» Provided data
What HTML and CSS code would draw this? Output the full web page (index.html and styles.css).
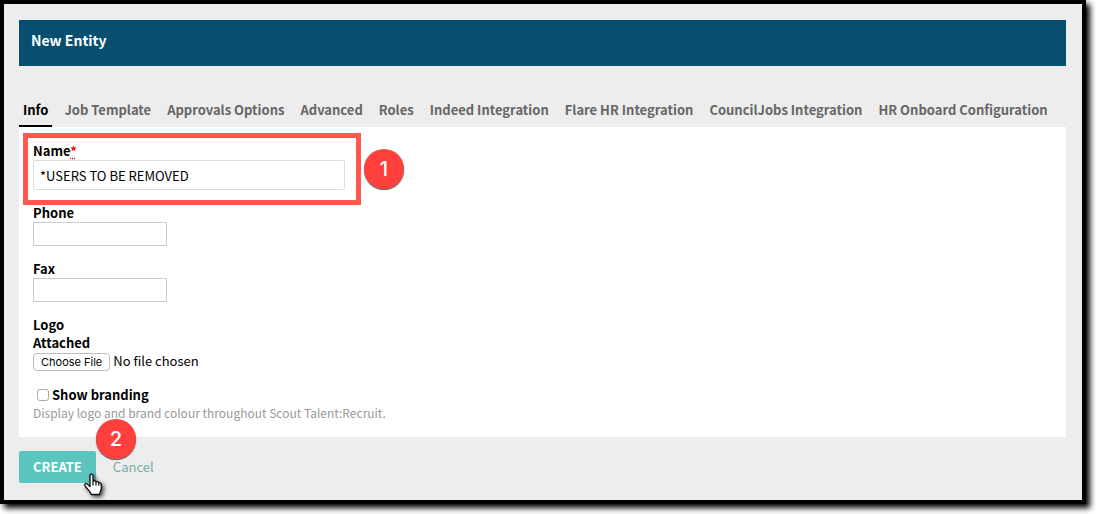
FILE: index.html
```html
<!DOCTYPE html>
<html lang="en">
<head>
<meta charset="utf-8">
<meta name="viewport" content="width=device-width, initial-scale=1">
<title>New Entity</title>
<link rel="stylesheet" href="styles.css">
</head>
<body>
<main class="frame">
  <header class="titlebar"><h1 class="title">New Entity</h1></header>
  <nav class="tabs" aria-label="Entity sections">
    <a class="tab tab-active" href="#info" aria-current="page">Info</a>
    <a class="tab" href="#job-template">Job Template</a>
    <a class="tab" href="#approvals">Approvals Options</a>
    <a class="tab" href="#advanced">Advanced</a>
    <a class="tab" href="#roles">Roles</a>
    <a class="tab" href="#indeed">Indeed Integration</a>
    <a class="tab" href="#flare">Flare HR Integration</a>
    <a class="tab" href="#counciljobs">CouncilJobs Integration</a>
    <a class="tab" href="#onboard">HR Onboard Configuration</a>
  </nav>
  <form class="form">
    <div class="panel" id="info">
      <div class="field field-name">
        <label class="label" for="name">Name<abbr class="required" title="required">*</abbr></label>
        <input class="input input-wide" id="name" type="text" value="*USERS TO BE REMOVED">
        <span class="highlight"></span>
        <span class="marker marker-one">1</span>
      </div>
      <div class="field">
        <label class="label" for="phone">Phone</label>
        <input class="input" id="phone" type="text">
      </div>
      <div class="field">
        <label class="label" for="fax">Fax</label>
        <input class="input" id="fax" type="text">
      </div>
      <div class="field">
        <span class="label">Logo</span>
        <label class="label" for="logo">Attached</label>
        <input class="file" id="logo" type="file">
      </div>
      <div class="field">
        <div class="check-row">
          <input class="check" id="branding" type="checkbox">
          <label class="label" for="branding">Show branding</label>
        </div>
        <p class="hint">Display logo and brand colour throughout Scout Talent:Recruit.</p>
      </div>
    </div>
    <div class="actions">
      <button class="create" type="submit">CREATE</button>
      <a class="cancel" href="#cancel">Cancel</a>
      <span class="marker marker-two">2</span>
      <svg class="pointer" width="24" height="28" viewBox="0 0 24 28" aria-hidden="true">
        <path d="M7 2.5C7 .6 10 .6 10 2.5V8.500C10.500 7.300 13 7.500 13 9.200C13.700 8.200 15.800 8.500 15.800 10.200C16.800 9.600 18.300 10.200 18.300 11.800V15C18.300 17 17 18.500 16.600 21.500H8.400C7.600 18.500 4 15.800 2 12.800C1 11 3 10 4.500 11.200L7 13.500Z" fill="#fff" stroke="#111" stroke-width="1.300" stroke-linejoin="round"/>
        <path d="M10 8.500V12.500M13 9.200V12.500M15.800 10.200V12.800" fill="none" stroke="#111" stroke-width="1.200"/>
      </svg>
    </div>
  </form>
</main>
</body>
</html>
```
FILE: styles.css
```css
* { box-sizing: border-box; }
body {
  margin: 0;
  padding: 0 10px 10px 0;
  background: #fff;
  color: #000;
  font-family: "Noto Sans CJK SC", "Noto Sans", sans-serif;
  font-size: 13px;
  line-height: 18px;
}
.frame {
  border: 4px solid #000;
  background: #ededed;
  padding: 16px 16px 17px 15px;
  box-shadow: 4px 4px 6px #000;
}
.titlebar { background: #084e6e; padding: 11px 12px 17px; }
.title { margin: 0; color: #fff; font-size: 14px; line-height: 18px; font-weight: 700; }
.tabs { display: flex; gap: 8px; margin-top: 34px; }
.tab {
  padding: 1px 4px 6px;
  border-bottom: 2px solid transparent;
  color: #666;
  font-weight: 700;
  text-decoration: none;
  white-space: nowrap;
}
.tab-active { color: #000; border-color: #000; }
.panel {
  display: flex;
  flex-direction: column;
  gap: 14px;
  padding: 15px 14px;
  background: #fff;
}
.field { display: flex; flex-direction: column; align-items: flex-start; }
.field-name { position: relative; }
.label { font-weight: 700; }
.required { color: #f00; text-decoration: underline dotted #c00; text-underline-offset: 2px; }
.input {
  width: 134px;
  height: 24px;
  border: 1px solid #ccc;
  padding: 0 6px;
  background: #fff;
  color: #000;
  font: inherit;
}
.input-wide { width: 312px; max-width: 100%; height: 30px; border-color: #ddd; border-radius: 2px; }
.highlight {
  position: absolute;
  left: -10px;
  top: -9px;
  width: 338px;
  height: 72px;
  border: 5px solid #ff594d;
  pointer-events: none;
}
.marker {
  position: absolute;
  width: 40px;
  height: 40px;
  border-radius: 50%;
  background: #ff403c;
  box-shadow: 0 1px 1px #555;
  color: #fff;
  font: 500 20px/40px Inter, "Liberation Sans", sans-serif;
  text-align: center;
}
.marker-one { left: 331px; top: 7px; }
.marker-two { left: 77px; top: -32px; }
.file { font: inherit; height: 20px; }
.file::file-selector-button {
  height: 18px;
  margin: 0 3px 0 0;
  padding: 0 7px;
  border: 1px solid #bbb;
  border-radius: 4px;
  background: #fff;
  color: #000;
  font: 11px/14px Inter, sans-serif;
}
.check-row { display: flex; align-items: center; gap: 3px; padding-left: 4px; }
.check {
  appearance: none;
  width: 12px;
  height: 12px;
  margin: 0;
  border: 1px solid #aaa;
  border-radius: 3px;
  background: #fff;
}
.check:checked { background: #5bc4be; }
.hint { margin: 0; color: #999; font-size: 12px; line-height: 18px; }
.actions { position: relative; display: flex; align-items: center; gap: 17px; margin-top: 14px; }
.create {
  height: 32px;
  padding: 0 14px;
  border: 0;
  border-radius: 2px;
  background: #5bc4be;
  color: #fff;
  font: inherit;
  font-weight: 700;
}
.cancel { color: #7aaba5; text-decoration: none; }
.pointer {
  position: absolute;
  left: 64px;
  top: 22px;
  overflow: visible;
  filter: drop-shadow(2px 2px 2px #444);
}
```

» What is required
Return each line from the material above exactly, but not the pictures.

» Solved exercise
What HTML and CSS code would draw this? Output the full web page (index.html and styles.css).
FILE: index.html
```html
<!DOCTYPE html>
<html lang="en">
<head>
<meta charset="utf-8">
<meta name="viewport" content="width=device-width, initial-scale=1">
<title>New Entity</title>
<link rel="stylesheet" href="styles.css">
</head>
<body>
<main class="frame">
  <header class="titlebar"><h1 class="title">New Entity</h1></header>
  <nav class="tabs" aria-label="Entity sections">
    <a class="tab tab-active" href="#info" aria-current="page">Info</a>
    <a class="tab" href="#job-template">Job Template</a>
    <a class="tab" href="#approvals">Approvals Options</a>
    <a class="tab" href="#advanced">Advanced</a>
    <a class="tab" href="#roles">Roles</a>
    <a class="tab" href="#indeed">Indeed Integration</a>
    <a class="tab" href="#flare">Flare HR Integration</a>
    <a class="tab" href="#counciljobs">CouncilJobs Integration</a>
    <a class="tab" href="#onboard">HR Onboard Configuration</a>
  </nav>
  <form class="form">
    <div class="panel" id="info">
      <div class="field field-name">
        <label class="label" for="name">Name<abbr class="required" title="required">*</abbr></label>
        <input class="input input-wide" id="name" type="text" value="*USERS TO BE REMOVED">
        <span class="highlight"></span>
        <span class="marker marker-one">1</span>
      </div>
      <div class="field">
        <label class="label" for="phone">Phone</label>
        <input class="input" id="phone" type="text">
      </div>
      <div class="field">
        <label class="label" for="fax">Fax</label>
        <input class="input" id="fax" type="text">
      </div>
      <div class="field">
        <span class="label">Logo</span>
        <label class="label" for="logo">Attached</label>
        <input class="file" id="logo" type="file">
      </div>
      <div class="field">
        <div class="check-row">
          <input class="check" id="branding" type="checkbox">
          <label class="label" for="branding">Show branding</label>
        </div>
        <p class="hint">Display logo and brand colour throughout Scout Talent:Recruit.</p>
      </div>
    </div>
    <div class="actions">
      <button class="create" type="submit">CREATE</button>
      <a class="cancel" href="#cancel">Cancel</a>
      <span class="marker marker-two">2</span>
      <svg class="pointer" width="24" height="28" viewBox="0 0 24 28" aria-hidden="true">
        <path d="M7 2.5C7 .6 10 .6 10 2.5V8.500C10.500 7.300 13 7.500 13 9.200C13.700 8.200 15.800 8.500 15.800 10.200C16.800 9.600 18.300 10.200 18.300 11.800V15C18.300 17 17 18.500 16.600 21.500H8.400C7.600 18.500 4 15.800 2 12.800C1 11 3 10 4.500 11.200L7 13.500Z" fill="#fff" stroke="#111" stroke-width="1.300" stroke-linejoin="round"/>
        <path d="M10 8.500V12.500M13 9.200V12.500M15.800 10.200V12.800" fill="none" stroke="#111" stroke-width="1.200"/>
      </svg>
    </div>
  </form>
</main>
</body>
</html>
```
FILE: styles.css
```css
* { box-sizing: border-box; }
body {
  margin: 0;
  padding: 0 10px 10px 0;
  background: #fff;
  color: #000;
  font-family: "Noto Sans CJK SC", "Noto Sans", sans-serif;
  font-size: 13px;
  line-height: 18px;
}
.frame {
  border: 4px solid #000;
  background: #ededed;
  padding: 16px 16px 17px 15px;
  box-shadow: 4px 4px 6px #000;
}
.titlebar { background: #084e6e; padding: 11px 12px 17px; }
.title { margin: 0; color: #fff; font-size: 14px; line-height: 18px; font-weight: 700; }
.tabs { display: flex; gap: 8px; margin-top: 34px; }
.tab {
  padding: 1px 4px 6px;
  border-bottom: 2px solid transparent;
  color: #666;
  font-weight: 700;
  text-decoration: none;
  white-space: nowrap;
}
.tab-active { color: #000; border-color: #000; }
.panel {
  display: flex;
  flex-direction: column;
  gap: 14px;
  padding: 15px 14px;
  background: #fff;
}
.field { display: flex; flex-direction: column; align-items: flex-start; }
.field-name { position: relative; }
.label { font-weight: 700; }
.required { color: #f00; text-decoration: underline dotted #c00; text-underline-offset: 2px; }
.input {
  width: 134px;
  height: 24px;
  border: 1px solid #ccc;
  padding: 0 6px;
  background: #fff;
  color: #000;
  font: inherit;
}
.input-wide { width: 312px; max-width: 100%; height: 30px; border-color: #ddd; border-radius: 2px; }
.highlight {
  position: absolute;
  left: -10px;
  top: -9px;
  width: 338px;
  height: 72px;
  border: 5px solid #ff594d;
  pointer-events: none;
}
.marker {
  position: absolute;
  width: 40px;
  height: 40px;
  border-radius: 50%;
  background: #ff403c;
  box-shadow: 0 1px 1px #555;
  color: #fff;
  font: 500 20px/40px Inter, "Liberation Sans", sans-serif;
  text-align: center;
}
.marker-one { left: 331px; top: 7px; }
.marker-two { left: 77px; top: -32px; }
.file { font: inherit; height: 20px; }
.file::file-selector-button {
  height: 18px;
  margin: 0 3px 0 0;
  padding: 0 7px;
  border: 1px solid #bbb;
  border-radius: 4px;
  background: #fff;
  color: #000;
  font: 11px/14px Inter, sans-serif;
}
.check-row { display: flex; align-items: center; gap: 3px; padding-left: 4px; }
.check {
  appearance: none;
  width: 12px;
  height: 12px;
  margin: 0;
  border: 1px solid #aaa;
  border-radius: 3px;
  background: #fff;
}
.check:checked { background: #5bc4be; }
.hint { margin: 0; color: #999; font-size: 12px; line-height: 18px; }
.actions { position: relative; display: flex; align-items: center; gap: 17px; margin-top: 14px; }
.create {
  height: 32px;
  padding: 0 14px;
  border: 0;
  border-radius: 2px;
  background: #5bc4be;
  color: #fff;
  font: inherit;
  font-weight: 700;
}
.cancel { color: #7aaba5; text-decoration: none; }
.pointer {
  position: absolute;
  left: 64px;
  top: 22px;
  overflow: visible;
  filter: drop-shadow(2px 2px 2px #444);
}
```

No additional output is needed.